In Edo period society, thirty years old meant being a full adult with an established position. At this age, people’s thinking patterns and behavior were mostly fixed.
The background reflects an observation that accepting advice from others becomes difficult at this stage of life.
By combining these two different examples, the proverb creates a more memorable expression. It conveys the universal lesson about the importance of timing.
Interesting Facts
In wheat cultivation, the timing of fertilizer greatly affects the harvest amount. Wheat needs “supplementary fertilizer” during growth.
This is best done during winter, coordinated with the wheat-trampling period. After the spring equinox passes, wheat begins preparing to form ears.
Fertilizer at this stage can actually cause problems. The stems grow too much and become prone to falling over. This can negatively impact the harvest.

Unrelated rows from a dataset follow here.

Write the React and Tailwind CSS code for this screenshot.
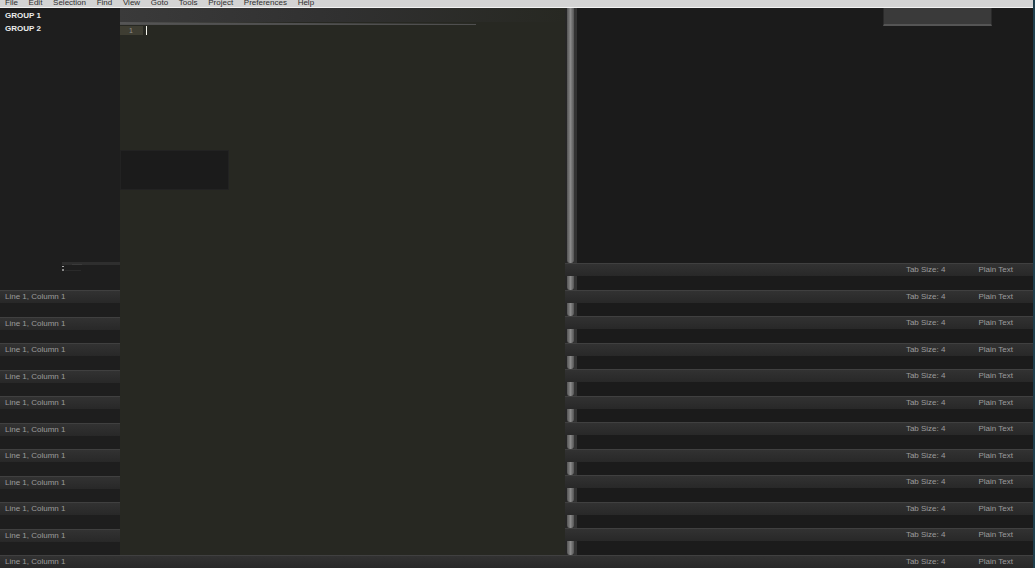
import React from "react";

const font = { fontFamily: '"Liberation Sans", Arial, sans-serif' };

function StatusBar({ left, right }) {
  return (
    <div className="h-[13px] shrink-0 flex items-center justify-between border-t border-[#404040] bg-gradient-to-b from-[#323232] to-[#282828] text-[8px] leading-none text-[#9c9c9c]">
      <span className="pl-[5px]">{left}</span>
      {right ? (
        <div className="flex gap-[33px] pr-[20px]">
          <span>Tab Size: 4</span>
          <span>Plain Text</span>
        </div>
      ) : null}
    </div>
  );
}

function Handle({ full }) {
  return (
    <div className="w-[12px] h-full flex bg-[#2b2b2b]">
      <div className="w-[2px] bg-[#262626]" />
      <div
        className={
          "w-[7px] h-full rounded-b-[3px] bg-gradient-to-r from-[#555] via-[#8a8a8a] to-[#555] " +
          (full ? "" : "mb-[1px]")
        }
      />
      <div className="flex-1 bg-[#333]" />
    </div>
  );
}

export default function App() {
  const menu = ["File", "Edit", "Selection", "Find", "View", "Goto", "Tools", "Project", "Preferences", "Help"];
  const leftUnits = Array.from({ length: 10 });
  const rightUnits = Array.from({ length: 11 });
  return (
    <div style={font} className="w-[1035px] h-[568px] overflow-hidden flex flex-col bg-[#1b1b1b] border-r-2 border-[#1f3f4d]">
      {/* menu bar */}
      <div className="h-[8px] shrink-0 overflow-hidden bg-[#d3d3d3] border-b border-[#f2f2f2] flex items-start">
        <div className="flex gap-[10.7px] pl-[5px] -mt-[2px] text-[8px] leading-[10px] text-[#2e2e2e]">
          {menu.map((m) => (
            <span key={m}>{m}</span>
          ))}
        </div>
      </div>

      {/* main */}
      <div className="h-[547px] shrink-0 flex">
        {/* left column */}
        <div className="w-[120px] shrink-0 flex flex-col bg-[#1e1e1e]">
          <div className="h-[282px] shrink-0 relative pt-[1px] pl-[5px] text-[8px] font-bold leading-[13px] text-[#ececec]">
            <div>GROUP 1</div>
            <div>GROUP 2</div>
            <div className="absolute left-[62px] top-[254px] w-[58px] h-[3px] bg-[#2e2e2e]" />
            <div className="absolute left-[72px] top-[256px] w-[10px] h-[1px] bg-[#3a3a3a]" />
            <div className="absolute left-[62px] top-[258px] w-[2px] h-[1px] bg-[#aaa]" />
            <div className="absolute left-[62px] top-[261px] w-[2px] h-[2px] bg-[#888]" />
            <div className="absolute left-[65px] top-[262px] w-[16px] h-[1px] bg-[#2a2a2a]" />
          </div>
          {leftUnits.map((_, i) => (
            <div key={i} className="flex-1 flex flex-col">
              <StatusBar left="Line 1, Column 1" />
              <div className="flex-1 bg-[#1e1e1e]" />
            </div>
          ))}
        </div>

        {/* editor */}
        <div className="w-[445px] shrink-0 relative flex flex-col bg-[#272822]">
          <div className="h-[14px] shrink-0 bg-gradient-to-r from-[#3a3a3a] via-[#303030] to-[#272822]" />
          <div className="h-[2px] w-[356px] shrink-0 bg-gradient-to-r from-[#555] to-[#4a4a4a] [clip-path:polygon(0_0,100%_100%,0_100%)]" />
          <div className="h-[1px] w-[356px] shrink-0 bg-[#4f4f4f]" />
          <div className="h-[9px] mt-[1px] flex items-center">
            <div className="w-[23px] h-full bg-[#3e3d32] text-[7px] leading-[9px] text-[#8f908a] pl-[9px]">1</div>
            <div className="ml-[3px] w-[1px] h-full bg-[#f8f8f0]" />
          </div>
          <div className="absolute left-0 top-[142px] w-[109px] h-[40px] bg-[#1b1b1b] border border-[#222]" />
        </div>

        {/* right column */}
        <div className="flex-1 flex flex-col">
          <div className="h-[255px] shrink-0 flex">
            <Handle full />
            <div className="flex-1 bg-[#1b1b1b] pl-[306px]">
              <div className="w-[109px] h-[18px] bg-[#3a3a3a] border-b-2 border-[#555] border-x border-x-[#2a2a2a]" />
            </div>
          </div>
          {rightUnits.map((_, i) => (
            <div key={i} className="flex-1 flex flex-col">
              <StatusBar right />
              <div className="flex-1 flex">
                <Handle />
                <div className="flex-1 bg-[#1b1b1b]" />
              </div>
            </div>
          ))}
        </div>
      </div>

      {/* bottom status */}
      <StatusBar left="Line 1, Column 1" right />
    </div>
  );
}
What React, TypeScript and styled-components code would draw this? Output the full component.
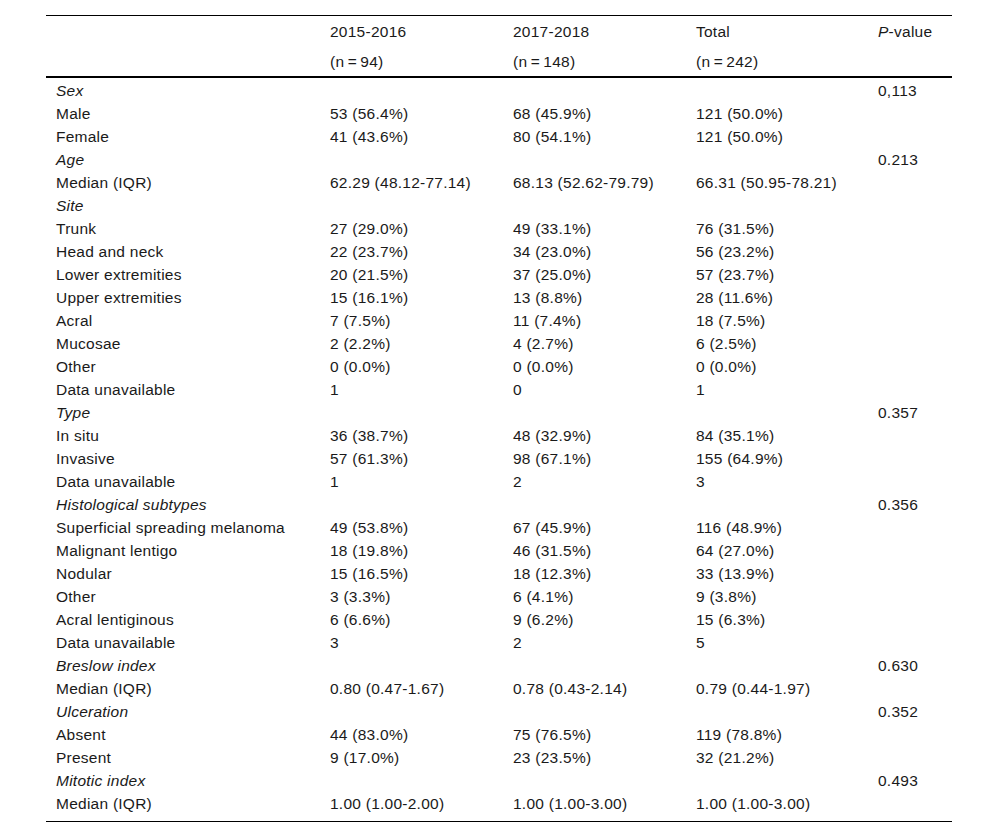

In Edo period views on life, thirty was seen as a milestone when character becomes complete. This was influenced by Confucius’s saying “at thirty, I stood firm.”
After this age, people believed a person’s essence becomes hard to change, for better or worse. This observation was shared even among common people.
Usage Examples
- If you’re going to start studying for the certification exam, start now. Right before the test would be like fertilizing wheat after the equinox, advising a man after thirty.
- Children’s education is crucial when they’re young. As they say, fertilizing wheat after the equinox, advising a man after thirty.
Universal Wisdom
The universal truth this proverb speaks is the irreversibility of time in life. Time flows in only one direction.
Moments that pass never return. That’s why our ancestors repeatedly warned about the seriousness of missing proper timing.
What’s interesting is that this proverb doesn’t simply say “do it early.” Instead, it teaches the importance of wisdom in recognizing the right timing.
Fertilizing wheat and giving advice aren’t better just because you do them early. Too early is as bad as too late.
The insight to recognize that “just right moment” is the key to enriching life.
People often rush to deal with problems only after they become serious. They try to change lifestyle habits after losing health.
They attempt repairs after relationships break. But like a field where you missed planting season yields no harvest, reversing situations that are too late is extremely difficult.
This proverb has been passed down for so long because humans are fundamentally creatures who procrastinate. We prioritize immediate pleasure and postpone future preparation.
As a result, we invite situations beyond repair. This proverb has continued sounding the alarm, seeing through this human weakness.
When AI Hears This
Wheat growth and human thought patterns share something called “path dependence” in complexity science.
This is a phenomenon where small choices in early stages determine later states. Changing course midway becomes extremely difficult.
Wheat roots establish their spreading pattern in the soft soil before the equinox. After that, nutrient absorption routes become fixed along the root placement.
Imagine a road network. The layout of major roads built first dominates the entire city’s traffic patterns for decades.
Wheat roots work the same way. Reorganizing an established network requires enough energy to destroy the entire system.
So fertilizer after the equinox just flows along existing routes. The growth pattern itself doesn’t change.
Human thinking also completes neural circuit “pruning” by around age thirty. The brain deletes unused circuits for efficiency.
But this is also a phase transition that makes creating new circuits harder. Advice as external input just flows over already-fixed circuit patterns.
It doesn’t reach the point of reconstructing the circuit network itself.
What makes this proverb sharp is how it intuitively grasps the nonlinearity of complex systems. Intervention costs increase exponentially when you miss timing.
Systems have windows when they accept change easily. Once that window closes, it never opens again.
Lessons for Today
This proverb teaches you about the value of “this very moment.” Are you putting off things you should do?
Things you want to learn, things you want to start, words you want to say. For all of these, now might be the optimal timing.
Especially in modern society, the speed of change keeps accelerating. Business opportunities, learning chances, encounters with people—none of them wait.
While you say “someday” or “eventually,” the best timing quietly passes by.
However, this proverb isn’t meant to create anxiety. What matters is developing a sense to recognize your own “proper timing.”
Don’t get swept away by others’ voices. Look calmly at your own growth stage and situation.
Have the courage not to miss the moment when you think “now is the time.”
Health management, career development, relationships with important people. In life’s important areas, develop the habit of acting preventively and proactively.
Rather than regretting after it’s too late, take the best step at the best timing. If you can walk through life this way, fruitful days surely await you.